Charting the future of public relations
PRSummit: How To Create A Mass Movement
Paul Holmes
Holmes Report
CEO

PRSummit: How To Create A Mass Movement

Companies can learn from nonprofits, government agencies and even passionate individuals when it comes to mobilizing people around an issue.

Paul Holmes

PRSummit: How To Create A Mass Movement

MIAMI—Companies can learn from nonprofits, government agencies and even passionate individuals when it comes to mobilizing people around an issue and creating a mass movement, attendees at the third Global Public Relations Summit heard from panelists at a session led Ogilvy Public Relations chair Christopher Graves.

Graves, who has a passion for neuroscience, has identified six powerful drivers of a mass movement:

·         The cause: People need something to battle against, and some level of inaction to overcome;

·         Competition: Movements are driven by the desire to be part of a group, but also by the desire to compete;

·         Individual story: “The identifiable victim effect” is very powerful, meaning that individual stories are more powerful that stories about hundreds of thousands of sufferers;

·         Identity: People crave recognition. “Some of the payback I want for being part of movement, is others knowing I am part of that cause,” Graves said.

·         Participation: It’s important to create easy ways for people to participate.

·         Social proof: The driver here is “memetic desire,” which means people covet things more if they believe other people desire those things too.

The panel heard from several people who have started mass movements, including Elizabeth Nyamayaro, executive director of the UN Women campaign and a driving force behind the HeForShe campaign, which sought to evolve men in the battle for gender equality—a campaign that made headlines after a passionate launch speech by Emma Watson generated hostility among misogynists but alas well as tremendous support for the cause.

“Unless we made gender inequality an issue that matters to men and women, we knew that gender equality would never be a reality,” Nyamayaro told the audience.

The resulting campaign used an online map of the world, with every country colored grey. Countries turned magenta—the campaign color—when someone from that country committed to supporting the campaign. Within three days of launch, the whole world was magenta.

“We found that in order to create a movement, you need a good strategy. We found that you needed to be explicit in your call to action. At the same time, you need to allow organic movements to happen on their own. Men in Zimbabwe—my home country—started a husband school, teaching men how to be good husbands and good fathers. And finally, surround yourselves with smart people, people who are smarter than you.”

Ken Tanabe, teacher at the Parsons New School of Design, is also the founder of Loving Day, named for the Lovings—the American couple arrested for their interracial marriage in the 60s.
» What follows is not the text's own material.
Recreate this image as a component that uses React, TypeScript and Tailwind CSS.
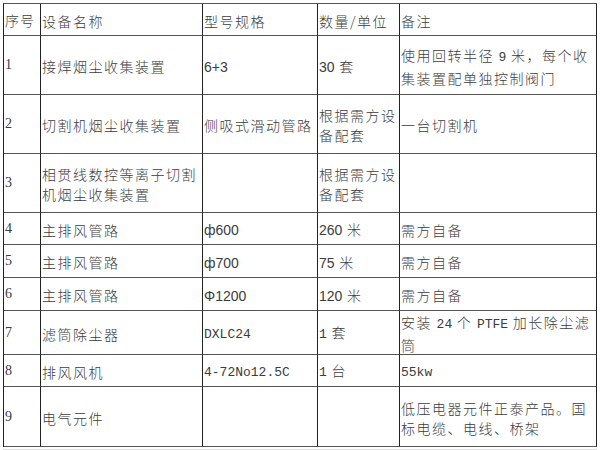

Tanabe identified the five steps that he followed to create Loving Day:

·         It started with his own experience, his Japanese-Belgian parents, his early punk rock phase.
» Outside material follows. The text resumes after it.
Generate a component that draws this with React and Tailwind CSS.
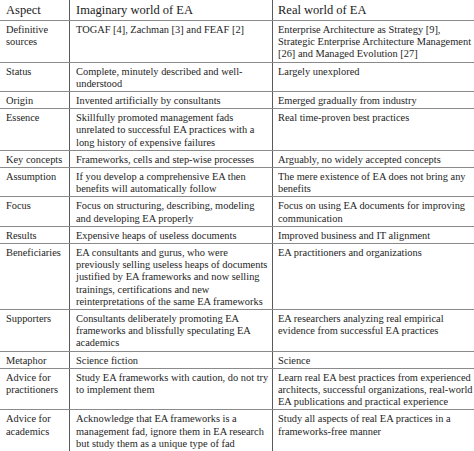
import React from "react";

const rows = [
  {
    aspect: ["Definitive", "sources"],
    imaginary: ["TOGAF [4], Zachman [3] and FEAF [2]"],
    real: [
      "Enterprise Architecture as Strategy [9],",
      "Strategic Enterprise Architecture Management",
      "[26] and Managed Evolution [27]",
    ],
  },
  {
    aspect: ["Status"],
    imaginary: ["Complete, minutely described and well-", "understood"],
    real: ["Largely unexplored"],
  },
  {
    aspect: ["Origin"],
    imaginary: ["Invented artificially by consultants"],
    real: ["Emerged gradually from industry"],
  },
  {
    aspect: ["Essence"],
    imaginary: [
      "Skillfully promoted management fads",
      "unrelated to successful EA practices with a",
      "long history of expensive failures",
    ],
    real: ["Real time-proven best practices"],
  },
  {
    aspect: ["Key concepts"],
    imaginary: ["Frameworks, cells and step-wise processes"],
    real: ["Arguably, no widely accepted concepts"],
  },
  {
    aspect: ["Assumption"],
    imaginary: ["If you develop a comprehensive EA then", "benefits will automatically follow"],
    real: ["The mere existence of EA does not bring any", "benefits"],
  },
  {
    aspect: ["Focus"],
    imaginary: ["Focus on structuring, describing, modeling", "and developing EA properly"],
    real: ["Focus on using EA documents for improving", "communication"],
  },
  {
    aspect: ["Results"],
    imaginary: ["Expensive heaps of useless documents"],
    real: ["Improved business and IT alignment"],
  },
  {
    aspect: ["Beneficiaries"],
    imaginary: [
      "EA consultants and gurus, who were",
      "previously selling useless heaps of documents",
      "justified by EA frameworks and now selling",
      "trainings, certifications and new",
      "reinterpretations of the same EA frameworks",
    ],
    real: ["EA practitioners and organizations"],
  },
  {
    aspect: ["Supporters"],
    imaginary: [
      "Consultants deliberately promoting EA",
      "frameworks and blissfully speculating EA",
      "academics",
    ],
    real: ["EA researchers analyzing real empirical", "evidence from successful EA practices"],
  },
  {
    aspect: ["Metaphor"],
    imaginary: ["Science fiction"],
    real: ["Science"],
  },
  {
    aspect: ["Advice for", "practitioners"],
    imaginary: ["Study EA frameworks with caution, do not try", "to implement them"],
    real: [
      "Learn real EA best practices from experienced",
      "architects, successful organizations, real-world",
      "EA publications and practical experience",
    ],
  },
  {
    aspect: ["Advice for", "academics"],
    imaginary: [
      "Acknowledge that EA frameworks is a",
      "management fad, ignore them in EA research",
      "but study them as a unique type of fad",
    ],
    real: ["Study all aspects of real EA practices in a", "frameworks-free manner"],
  },
];

const Lines = ({ lines }) => (
  <>
    {lines.map((l, i) => (
      <div key={i} className="whitespace-nowrap">
        {l}
      </div>
    ))}
  </>
);

export default function App() {
  return (
    <div
      className="w-[474px] h-[451px] overflow-hidden bg-white text-[#1e1e1e]"
      style={{ fontFamily: '"Liberation Serif", "Times New Roman", serif' }}
    >
      {/* header */}
      <div className="grid grid-cols-[70px_203px_201px] h-[21px] border-b border-[#8a8a8a] text-[12.5px] leading-[20px] text-[#1a1a1a]">
        <div className="pl-[6px] border-r border-[#5a5a5a]">Aspect</div>
        <div className="pl-[6px] border-r border-[#5a5a5a]">Imaginary world of EA</div>
        <div className="pl-[5px]">Real world of EA</div>
      </div>

      {rows.map((r, i) => (
        <div
          key={i}
          className="grid grid-cols-[70px_203px_201px] border-b border-[#8a8a8a] text-[10.4px] leading-[12.2px]"
        >
          <div className="pl-[6px] pt-[3px] pb-[1px] border-r border-[#5a5a5a]">
            <Lines lines={r.aspect} />
          </div>
          <div className="pl-[6px] pt-[3px] pb-[1px] border-r border-[#5a5a5a]">
            <Lines lines={r.imaginary} />
          </div>
          <div className="pl-[5px] pt-[3px] pb-[1px]">
            <Lines lines={r.real} />
          </div>
        </div>
      ))}
    </div>
  );
}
·         He used the tools he had at hand, drawing on his role at Parsons and his knowledge of graphic design to make the idea real.

·         Finding the right space at the right time, with more inter-racial marriages and broader acceptance.

·         Making unexpected friends and forging unexpected collaborations, working with a nonprofit that uses global hip hop to make a difference—a group that understood how to plan events.

·         Learning from your supporters. One student group, for example, suggested changing the time of the event from June (when the Lovings married) to Valentine’s Day, to members who sparked a viral phenomenon by having her own tattoo of the logo.

The session also featured Stephane Orhan, managing partner at Ogilvy and one of the architects of the Dove “Real Beauty” campaign, which has applied the techniques of “movement-building” to the brand realm.